After standing stupidly for a moment, listening for the sounds of approaching robots and hearing nothing, she decided to follow the amusement park signs. They were strung up on candy-striped poles and painted with the same white glitter as everything else. They directed her to attractions—the Antarctic Mountain, the Haunted Ice Forest, the petting zoo, the Fairy-Tale Village. Eliana remembered the story about the decapitated head on the roller coaster and shivered. She decided to go to the Fairy-Tale Village. If anyone was living in this place, robot or human, it made sense that they would be in a village.
Sometimes you had to stalk a neighborhood and stay under cover of shadows, and sometimes you just had to walk in like you owned the place.
Eliana marched along the faded path, listening to the dull click of her footsteps. The stillness unnerved her. It reminded her of the funeral home where her parents had been cremated. That place was all frozen white marble, sculpted to look like drifts of ice. Just like here. Just like the amusement park.
The path curved. Eliana found herself in a forest of metal trees, their trunks and branches painted white. A handful of the trees were hung with glittering, brightly colored leaves, pinks and purples and blues and greens. Eliana stopped and tapped one of the leaves. It was made of glass and it swung back and forth, throwing off sunlight.

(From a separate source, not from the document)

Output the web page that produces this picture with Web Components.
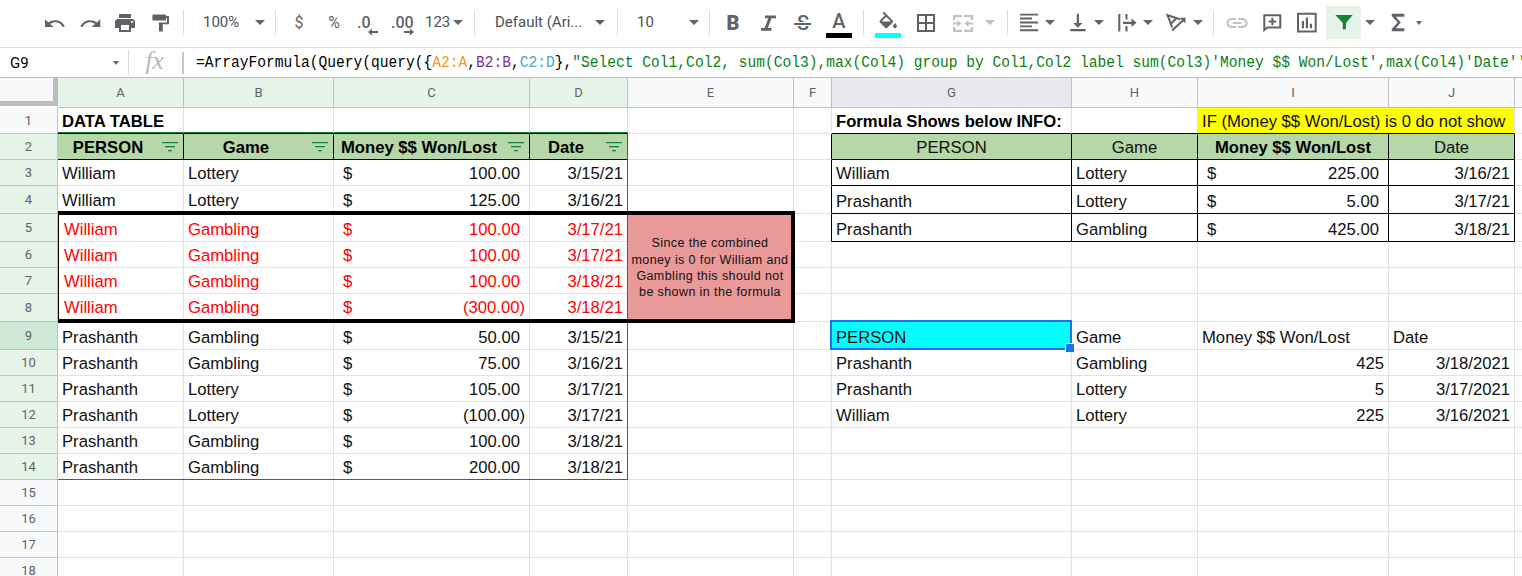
<!DOCTYPE html>
<html lang="en">
<head>
<meta charset="utf-8">
<title>Sheet</title>
<style>
  html, body {
    margin: 0;
    height: 100%;
    overflow: hidden;
    background: #fff;
  }
</style>
</head>
<body>
<sheet-app></sheet-app>

<script>
const ICONS = {
  undo: '<path transform="translate(0 2.3) scale(.97 .86)" d="M12.5 8c-2.65 0-5.05.99-6.9 2.6L2 7v9h9l-3.62-3.62c1.39-1.16 3.16-1.88 5.12-1.88 3.54 0 6.55 2.31 7.6 5.5l2.37-.78C21.08 11.03 17.15 8 12.5 8z"/>',
  redo: '<path transform="translate(24.2 2.3) scale(-.97 .86)" d="M12.5 8c-2.65 0-5.05.99-6.9 2.6L2 7v9h9l-3.62-3.62c1.39-1.16 3.16-1.88 5.12-1.88 3.54 0 6.55 2.31 7.6 5.5l2.37-.78C21.08 11.03 17.15 8 12.5 8z"/>',
  print: '<path d="M19 8H5c-1.66 0-3 1.34-3 3v6h4v4h12v-4h4v-6c0-1.66-1.34-3-3-3zm-3 11H8v-5h8v5zm3-7c-.55 0-1-.45-1-1s.45-1 1-1 1 .45 1 1-.45 1-1 1zm-1-9H6v4h12V3z"/>',
  paint: '<path d="M4.300 3.500h11.800q.900 0 .900.900V5H20v8.300h-6.200V20.500h-3.800V11.500h8V7H17v1.600q0 .900-.900.900H4.300q-.900 0-.900-.900V4.400q0-.900.900-.900z"/>',
  italic: '<path d="M9 4.500v2.800h3.300l-3.700 9.600H5v2.800h10.500v-2.800h-3.700l3.700-9.600H20V4.500z"/>',
  fill: '<path transform="translate(.6 .8) scale(.97)" d="M16.56 8.94L7.62 0 6.21 1.41l2.38 2.38-5.15 5.15c-.59.59-.59 1.54 0 2.12l5.5 5.5c.29.29.68.44 1.06.44s.77-.15 1.06-.44l5.5-5.5c.59-.58.59-1.53 0-2.12zM5.21 10L10 5.21 14.79 10H5.21zM19 11.5s-2 2.17-2 3.5c0 1.1.9 2 2 2s2-.9 2-2c0-1.33-2-3.5-2-3.5z"/>',
  borders: '<path d="M3 3v18h18V3H3zm8 16H5v-6h6v6zm0-8H5V5h6v6zm8 8h-6v-6h6v6zm0-8h-6V5h6v6z"/>',
  merge: '<path d="M2 4h9v2.200H4.200V9H2zM13 4h9v5h-2.200V6.200H13zM2 16h2.200v2.800H11V21H2zM19.800 16H22v5h-9v-2.200h6.800zM2 11.500h4.500V9l3.800 3.500L6.500 16v-2.500H2zM22 11.500h-4.500V9l-3.800 3.500 3.800 3.500v-2.500H22z"/>',
  align: '<path d="M15 15H3v2h12v-2zm0-8H3v2h12V7zM3 13h18v-2H3v2zm0 8h18v-2H3v2zM3 3v2h18V3H3z" transform="translate(0 -.3) scale(1 .98)"/>',
  valign: '<path d="M16.500 12H13V2.800h-2.200V12H7.300l4.600 4.700zM4.300 18v2.300h15.400V18z"/>',
  wrap: '<path d="M3.300 3h2v17.500h-2zM10.500 3h2v5.500h-2zM10.500 15h2v5.500h-2zM8 10.700h8.500V7.500l5 4.300-5 4.300v-3.200H8z"/>',
  rotate: '<path fill="none" stroke="currentColor" stroke-width="2" d="M16 8.300L3.500 4.200l4.700 12.300M12.300 7.200l-5.500 5.500M8 19.500L19.500 9"/><path d="M21.500 6.500v6l-5.800-5.600z"/>',
  link: '<path d="M3.900 12c0-1.710 1.390-3.100 3.100-3.100h4V7H7c-2.760 0-5 2.240-5 5s2.240 5 5 5h4v-1.900H7c-1.710 0-3.100-1.390-3.100-3.100zM8 13h8v-2H8v2zm9-6h-4v1.900h4c1.710 0 3.100 1.390 3.100 3.100s-1.390 3.100-3.100 3.100h-4V17h4c2.760 0 5-2.240 5-5s-2.240-5-5-5z" transform="translate(-.6 0) scale(1.060 1)"/>',
  comment: '<path fill="none" stroke="currentColor" stroke-width="2" d="M4.300 4.300h16v12.200H7.500l-3.200 2.500z"/><path d="M11.400 6.800h2v2.700h2.800v2h-2.800v2.700h-2v-2.700H8.600v-2h2.800z"/>',
  chart: '<path fill="none" stroke="currentColor" stroke-width="2" d="M3 2.700h17.700v17.700H3z"/><path d="M6.800 10h2.200v7.200H6.800zM10.800 6.500H13v10.700h-2.200zM14.800 12.700H17v4.500h-2.200z"/>',
  filter: '<path d="M3.300 4h17.400L14 12v6.300h-3.200V12z"/>',
  sigma: '<path d="M4.700 2.700h12.600v3H8.800l5 5.700-5 5.800h8.500v3H4.700v-2.200l6-6.600-6-6.500z"/>'
};

class ToolIcon extends HTMLElement {
  connectedCallback() {
    const root = this.attachShadow({ mode: 'open' });
    root.innerHTML = `
      <style>
        :host { display: flex; align-items: center; justify-content: center; position: relative; width: 24px; height: 24px; flex: none; color: #5f6368; }
        :host([muted]) { color: #bdc1c6; }
        :host([bar]) { width: 26px; }
        :host([active]) { width: 35px; height: 33px; background: #e6f4ea; color: #188038; }
        svg { display: block; width: 24px; height: 24px; fill: currentColor; }
        .bar { position: absolute; left: 0; right: 0; top: 22px; height: 5px; }
      </style>
      <svg viewBox="0 0 24 24">${ICONS[this.getAttribute('name')] || ''}</svg>`;
    if (this.hasAttribute('bar')) {
      root.innerHTML += `<div class="bar" style="background:${this.getAttribute('bar')}"></div>`;
    }
  }
}
customElements.define('tool-icon', ToolIcon);

// Letter shaped buttons: B, S, A, $, %, .0, .00
class ToolLetter extends HTMLElement {
  connectedCallback() {
    const root = this.attachShadow({ mode: 'open' });
    const arrow = this.getAttribute('arrow');
    root.innerHTML = `
      <style>
        :host { display: flex; align-items: center; justify-content: center; position: relative; width: 24px; height: 24px; flex: none; color: #5f6368; font: 500 20px/24px Roboto, sans-serif; }
        :host([kind="small"]) { font-size: 16px; font-weight: 400; }
        :host([kind="decimal"]) { font-size: 16px; font-weight: 500; justify-content: flex-start; }
        :host([kind="bold"]) { font-weight: 900; }
        :host([bar]) { width: 26px; }
        .bar { position: absolute; left: 0; right: 0; top: 22px; height: 5px; background: #000; }
        .strike { position: absolute; left: 3px; right: 4px; top: 12px; height: 2px; background: currentColor; box-shadow: 0 -1px #fff, 0 1px #fff; }
        .arrow { position: absolute; top: 17px; width: 10px; height: 8px; fill: currentColor; }
        .left { right: 1px; }
        .right { right: 1px; transform: scaleX(-1); }
        ::slotted(*), slot { position: relative; }
      </style>
      <slot></slot>
      ${this.hasAttribute('bar') ? '<div class="bar"></div>' : ''}
      ${this.hasAttribute('strike') ? '<div class="strike"></div>' : ''}
      ${arrow ? `<svg class="arrow ${arrow}" viewBox="0 0 10 8"><path d="M0 4l4-3.500V3h6v2H4v2.500z"/></svg>` : ''}`;
  }
}
customElements.define('tool-letter', ToolLetter);

class DropArrow extends HTMLElement {
  connectedCallback() {
    this.attachShadow({ mode: 'open' }).innerHTML = `
      <style>
        :host { display: block; flex: none; width: 0; height: 0; border: 5px solid transparent; border-top-color: #5f6368; border-bottom: 0; }
        :host([muted]) { border-top-color: #bdc1c6; }
        :host([small]) { border-width: 4px 3.500px 0; }
      </style>`;
  }
}
customElements.define('drop-arrow', DropArrow);

class ToolSelect extends HTMLElement {
  connectedCallback() {
    this.attachShadow({ mode: 'open' }).innerHTML = `
      <style>
        :host { display: flex; align-items: center; justify-content: space-between; flex: none; color: #4d5156; font: 400 15px/24px Roboto, sans-serif; white-space: nowrap; }
        span { position: relative; top: -1px; }
      </style>
      <span><slot></slot></span><drop-arrow></drop-arrow>`;
  }
}
customElements.define('tool-select', ToolSelect);

class SheetToolbar extends HTMLElement {
  connectedCallback() {
    this.attachShadow({ mode: 'open' }).innerHTML = `
      <style>
        :host { display: flex; align-items: center; box-sizing: border-box; height: 48px; padding: 0 0 2px 43px; border-bottom: 1px solid #dadce0; }
        :host > * { margin-left: 11px; }
        :host > :nth-child(2) { margin-left: 0; }
        i { width: 1px; height: 25px; background: #dadce0; flex: none; }
        :host > drop-arrow { margin-left: 4px; }
      </style>
      <tool-icon name="undo"></tool-icon>
      <tool-icon name="redo"></tool-icon>
      <tool-icon name="print"></tool-icon>
      <tool-icon name="paint" style="margin-left:12px"></tool-icon>
      <i style="margin-left:10px"></i>
      <tool-select style="margin-left:19px;width:62px">100%</tool-select>
      <i style="margin-left:10px"></i>
      <tool-letter kind="small" style="margin-left:11px">$</tool-letter>
      <tool-letter kind="small">%</tool-letter>
      <tool-letter kind="decimal" arrow="left" style="width:22px">.0</tool-letter>
      <tool-letter kind="decimal" arrow="right" style="margin-left:12px;width:24px">.00</tool-letter>
      <tool-select style="margin-left:10px;width:38px">123</tool-select>
      <i></i>
      <tool-select style="margin-left:20px;width:110px">Default (Ari...</tool-select>
      <i style="margin-left:12px"></i>
      <tool-select style="margin-left:19px;width:62px">10</tool-select>
      <i style="margin-left:10px"></i>
      <tool-letter kind="bold">B</tool-letter>
      <tool-icon name="italic"></tool-icon>
      <tool-letter strike>S</tool-letter>
      <tool-letter bar><span style="top:-2px">A</span></tool-letter>
      <i></i>
      <tool-icon name="fill" bar="#00ffff"></tool-icon>
      <tool-icon name="borders" style="margin-left:13px"></tool-icon>
      <tool-icon name="merge" muted style="margin-left:13px"></tool-icon>
      <drop-arrow muted style="margin-left:10px"></drop-arrow>
      <i style="margin-left:12px"></i>
      <tool-icon name="align" style="margin-left:9px"></tool-icon>
      <drop-arrow></drop-arrow>
      <tool-icon name="valign"></tool-icon>
      <drop-arrow></drop-arrow>
      <tool-icon name="wrap"></tool-icon>
      <drop-arrow></drop-arrow>
      <tool-icon name="rotate"></tool-icon>
      <drop-arrow style="margin-left:5px"></drop-arrow>
      <i style="margin-left:10px"></i>
      <tool-icon name="link" muted></tool-icon>
      <tool-icon name="comment"></tool-icon>
      <tool-icon name="chart"></tool-icon>
      <tool-icon name="filter" active style="margin-left:7px"></tool-icon>
      <drop-arrow></drop-arrow>
      <tool-icon name="sigma" style="margin-left:12px"></tool-icon>
      <drop-arrow small style="margin-left:5px"></drop-arrow>`;
  }
}
customElements.define('sheet-toolbar', SheetToolbar);

class FormulaBar extends HTMLElement {
  connectedCallback() {
    this.attachShadow({ mode: 'open' }).innerHTML = `
      <style>
        :host { display: flex; align-items: center; box-sizing: border-box; height: 30px; border-bottom: 1px solid #c0c0c0; color: #000; overflow: hidden; }
        .name { flex: none; display: flex; align-items: center; justify-content: space-between; box-sizing: border-box; width: 129px; height: 25px; padding: 0 9px 0 10px; border-right: 1px solid #dadce0; font: 15px Roboto, sans-serif; }
        .fx { flex: none; width: 53px; text-align: center; font: italic 25px/24px "Liberation Serif", serif; color: #b4b7ba; }
        .fx span { position: relative; top: -2px; left: -1px; }
        .formula { flex: none; box-sizing: border-box; height: 22px; border-left: 2px solid #c6c6c6; padding-left: 12px; font: 16px/22px "Liberation Mono", monospace; white-space: pre; }
        .formula div { transform: scaleX(.9115); transform-origin: 0 0; }
        .a { color: #f7981d; }
        .b { color: #7e3794; }
        .c { color: #45a9cf; }
        .s { color: #0b8012; }
      </style>
      <div class="name">G9<drop-arrow small></drop-arrow></div>
      <div class="fx"><span>fx</span></div>
      <div class="formula"><div>=ArrayFormula(Query(query({<span class="a">A2:A</span>,<span class="b">B2:B</span>,<span class="c">C2:D</span>},<span class="s">"Select Col1,Col2, sum(Col3),max(Col4) group by Col1,Col2 label sum(Col3)'Money $$ Won/Lost',max(Col4)'Date''</span></div></div>`;
  }
}
customElements.define('formula-bar', FormulaBar);

class SheetCell extends HTMLElement {
  connectedCallback() {
    const root = this.attachShadow({ mode: 'open' });
    root.innerHTML = `
      <style>
        :host { display: flex; align-items: flex-end; box-sizing: border-box; min-width: 0; min-height: 0; padding: 0 4px 2px; border: solid #e2e2e2; border-width: 0 1px 1px 0; background: #fff; color: #111; font: 16.670px/19px "Liberation Sans", Arial, sans-serif; white-space: nowrap; }
        :host([bold]) { font-weight: 700; color: #000; }
        :host([red]) { color: #f00; }
        :host([align="right"]) { justify-content: flex-end; }
        :host([align="center"]) { justify-content: center; }
        :host([align="money"]) { justify-content: space-between; padding-left: 9px; padding-right: 9px; }
        :host([paren]) { padding-right: 4px !important; }
        :host([fill="green"]) { background: #b6d7a8; }
        :host([fill="yellow"]) { background: #ff0; }
        :host([fill="cyan"]) { background: #0ff; }
        :host([dark~="r"]) { border-right-color: #000; }
        :host([dark~="b"]) { border-bottom-color: #000; }
        :host([lift]) { padding-bottom: 3px; }
        :host([lift="2"]) { padding-bottom: 4px; }
        :host([indent]) { padding-left: 6px; }
        :host([filter]) { padding: 0 5px 2px 0; justify-content: flex-end; }
        :host([filter]) .text { flex: 1; text-align: center; }
        :host([note]) { align-items: center; justify-content: center; text-align: center; padding: 1px 2px 0 1px; background: #ea9999; font-size: 12.500px; line-height: 16.400px; letter-spacing: .4px; white-space: pre; }
        svg { flex: none; width: 16px; height: 10px; margin: 0 0 5px 4px; fill: #188038; }
      </style>
      <span class="text"><slot></slot></span>`;
    if (this.hasAttribute('filter')) {
      root.innerHTML += '<svg viewBox="0 0 16 10"><path d="M0 0h16v1.300H0zM3 4h10v1.300H3zM6 8h4v1.300H6z"/></svg>';
    }
    if (this.getAttribute('align') === 'money') {
      root.querySelector('.text').insertAdjacentHTML('beforebegin', '<span>$</span>');
    }
  }
}
customElements.define('sheet-cell', SheetCell);

const COLUMNS = 'ABCDEFGHIJK';
const ROW_COUNT = 18;

// [person, game, amount, date] for rows 3 to 14
const ENTRIES = [
  ['William', 'Lottery', '100.00', '3/15/21'],
  ['William', 'Lottery', '125.00', '3/16/21'],
  ['William', 'Gambling', '100.00', '3/17/21'],
  ['William', 'Gambling', '100.00', '3/17/21'],
  ['William', 'Gambling', '100.00', '3/18/21'],
  ['William', 'Gambling', '(300.00)', '3/18/21'],
  ['Prashanth', 'Gambling', '50.00', '3/15/21'],
  ['Prashanth', 'Gambling', '75.00', '3/16/21'],
  ['Prashanth', 'Lottery', '105.00', '3/17/21'],
  ['Prashanth', 'Lottery', '(100.00)', '3/17/21'],
  ['Prashanth', 'Gambling', '100.00', '3/18/21'],
  ['Prashanth', 'Gambling', '200.00', '3/18/21']
];
const EXPECTED = [
  ['William', 'Lottery', '225.00', '3/16/21'],
  ['Prashanth', 'Lottery', '5.00', '3/17/21'],
  ['Prashanth', 'Gambling', '425.00', '3/18/21']
];
const RESULT = [
  ['Prashanth', 'Gambling', '425', '3/18/2021'],
  ['Prashanth', 'Lottery', '5', '3/17/2021'],
  ['William', 'Lottery', '225', '3/16/2021']
];

function buildCells() {
  const cells = {};
  const put = (ref, text, attrs = '') => { cells[ref] = { text, attrs }; };

  put('A1', 'DATA TABLE', 'bold dark="b"');
  ['B1', 'C1', 'D1', 'H1'].forEach(ref => put(ref, '', 'dark="b"'));
  put('G1', 'Formula Shows below INFO:', 'bold dark="b"');
  put('I1', 'IF (Money $$ Won/Lost) is 0 do not show', 'fill="yellow" dark="b"');

  ['PERSON', 'Game', 'Money $$ Won/Lost', 'Date'].forEach((title, i) => {
    put('ABCD'[i] + 2, title, 'bold filter fill="green" dark="r b"');
    put('GHIJ'[i] + 2, title, `${i === 2 ? 'bold' : ''} align="center" fill="green" dark="r b"`);
    put('GHIJ'[i] + 9, title, i === 0 ? 'fill="cyan"' : '');
  });

  ENTRIES.forEach(([person, game, amount, date], i) => {
    const row = i + 3;
    let extra = row >= 5 && row <= 8 ? 'red ' : '';
    // rows above a thick border sit a little higher
    if (row === 4) extra += 'lift ';
    if (row === 8) extra += 'lift="2" ';
    put('A' + row, person, extra + (extra.includes('red') ? 'indent' : ''));
    put('B' + row, game, extra);
    put('C' + row, amount, extra + 'align="money"' + (amount[0] === '(' ? ' paren' : ''));
    put('D' + row, date, extra + 'align="right"');
  });

  EXPECTED.forEach(([person, game, amount, date], i) => {
    const row = i + 3;
    put('G' + row, person, 'dark="r b"');
    put('H' + row, game, 'dark="r b"');
    put('I' + row, amount, 'align="money" dark="r b"');
    put('J' + row, date, 'align="right" dark="r b"');
  });
  for (let row = 2; row <= 5; row++) put('F' + row, '', 'dark="r"');

  RESULT.forEach(([person, game, amount, date], i) => {
    const row = i + 10;
    put('G' + row, person);
    put('H' + row, game);
    put('I' + row, amount, 'align="right"');
    put('J' + row, date, 'align="right"');
  });

  put('E5', 'Since the combined\nmoney is 0 for William and\nGambling this should not\nbe shown in the formula', 'note');
  return cells;
}

class SheetGrid extends HTMLElement {
  connectedCallback() {
    const cells = buildCells();
    const merged = { I1: 'span 1 / span 2', E5: 'span 4 / span 1' };
    const hidden = ['J1', 'E6', 'E7', 'E8'];

    let html = '<div class="corner"></div>';
    [...COLUMNS].forEach((col, i) => {
      const state = i < 4 ? 'on' : col === 'G' ? 'current' : '';
      html += `<div class="head col ${state}" style="grid-area:1/${i + 2}">${col === 'K' ? '' : col}</div>`;
    });
    for (let row = 1; row <= ROW_COUNT; row++) {
      const state = row === 9 ? 'strong' : row > 1 && row < 15 ? 'on' : '';
      html += `<div class="head row ${state}" style="grid-area:${row + 1}/1">${row}</div>`;
      [...COLUMNS].forEach((col, i) => {
        const ref = col + row;
        if (hidden.includes(ref)) return;
        const cell = cells[ref] || { text: '', attrs: '' };
        const [rs, cs] = (merged[ref] || 'span 1 / span 1').split(' / ');
        html += `<sheet-cell ${cell.attrs} style="grid-area:${row + 1}/${i + 2}/${rs}/${cs}">${cell.text}</sheet-cell>`;
      });
    }

    this.attachShadow({ mode: 'open' }).innerHTML = `
      <style>
        :host { display: grid; grid-template-columns: 58px 126px 150px 196px 98px 166px 38px 240px 126px 191px 126px 100px; grid-template-rows: 30px 26px 26px 26px 28px 28px 26px 26px 28px 28px; grid-auto-rows: 26px; }
        .corner { box-sizing: border-box; height: 28px; grid-area: 1 / 1; background: #f8f9fa; border: solid #bdbdbd; border-width: 0 5px 5px 0; }
        .head { display: flex; align-items: center; justify-content: center; box-sizing: border-box; background: #f8f9fa; border: solid #c0c0c0; border-width: 0 1px 1px 0; color: #5f6368; font: 13px Roboto, sans-serif; }
        .row { padding-bottom: 1px; }
        .on { background: #e6f4ea; }
        .strong { background: #ceead6; }
        .current { background: #e8eaed; }
        .filter-range { grid-area: 3 / 2 / 16 / 6; margin-top: -2px; border: solid #188038; border-width: 1px 1px 1px 0; z-index: 1; }
        .zero-sum { grid-area: 6 / 2 / 10 / 7; margin: -3px -1px -1px 0; border: 4px solid #000; border-left-width: 1px; z-index: 2; }
        .selection { position: relative; grid-area: 10 / 8; margin: -2px 0 0 -2px; border: 2px solid #1a73e8; z-index: 3; }
        .selection::after { content: ''; position: absolute; right: -4px; bottom: -4px; width: 8px; height: 8px; background: #1a73e8; border: solid #fff; border-width: 1px 0 0 1px; }
      </style>
      ${html}
      <div class="filter-range"></div>
      <div class="zero-sum"></div>
      <div class="selection"></div>`;
  }
}
customElements.define('sheet-grid', SheetGrid);

class SheetApp extends HTMLElement {
  connectedCallback() {
    this.attachShadow({ mode: 'open' }).innerHTML = `
      <style>
        :host { display: flex; flex-direction: column; width: 100%; height: 100vh; overflow: hidden; }
        sheet-toolbar, formula-bar { flex: none; }
      </style>
      <sheet-toolbar></sheet-toolbar>
      <formula-bar></formula-bar>
      <sheet-grid></sheet-grid>`;
  }
}
customElements.define('sheet-app', SheetApp);
</script>
</body>
</html>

She wondered why all the trees didn’t have leaves. Probably they had, at one point.
The leaf stopped swinging, the dots of light settling in a pattern on her shoe. She thought about what this place must have looked like when the park was still open, all this color and light. It must have been beautiful.
And then she heard a noise.
Eliana froze. Her hand went to her gun and her head flushed with nightmares.
The noise was a soft, mechanical buzzing. A robot sound. Without thinking Eliana yanked the gun out of her coat and cocked it and waited, telling herself she was ready.
The buzzing faded away.
Eliana breathed hard. After a minute or two passed she dropped the gun to her side. The artificial forest no longer seemed beautiful but unna
tural and eerie. Dangerous.
She forced herself to move on.
The path led to a metal gate overgrown with flowerless vines. She walked under the archway and into what must have been the Fairy-Tale Village. She was surrounded by gingerbread houses and faded metal statues of elves and gnomes and fairies.
The stillness felt like it could choke her.
She went up to one of the cottages and knocked. The door nudged open. Eliana gripped her gun tighter. “Hello!” she called out. “My name is Eliana Gomez, and I’m just looking to speak with someone.”
No answer.
Eliana crept in, her footsteps stirring up dust. The cottage was full of broken furniture and the glitter of shattered glass. And dust thick enough to make her sneeze. She thought she saw something small moving jerkily in the shadows, but when she moved in to investigate, she found nothing but smeared tracks in the dust, miniature footprints marching up to the wall.
Unsettled, she went back outside.
“Now what?” she said.
Her voice echoed. She checked two more of the cottages but found them as run-down and abandoned as the first. She followed the path to the edge of the Fairy-Tale Village, where she found a tangle of thorny plants that she thought might be roses, although there were no blossoms anywhere. She sat down on a nearby bench and lay her gun across her lap. Took a deep breath.
That buzzing began again. Closer.
Eliana leapt to her feet and spun around with the gun. But she didn’t see anything.
The buzzing stopped.
She rubbed at her forehead. Her adrenaline had her body drawn tight like a coil about to spring. She checked her watch, and her arm was shaking. She had over three hours before the next train would arrive in the amusement park. And she’d heard the city kept the front gate locked, so she couldn’t just walk back out onto the street. But maybe those rumors weren’t true.
She left the Fairy-Tale Village and walked until she found another signpost. This one pointed her to the Snow Village, concessions, the Ferris wheel, and the Ice Palace. She decided to try the Snow Village. The path twisted through snowdrifts carved out of painted cement. Eliana sweated beneath her coat and sweater. Not from heat—it was freezing here—but from a vague, unshakable sense of dread.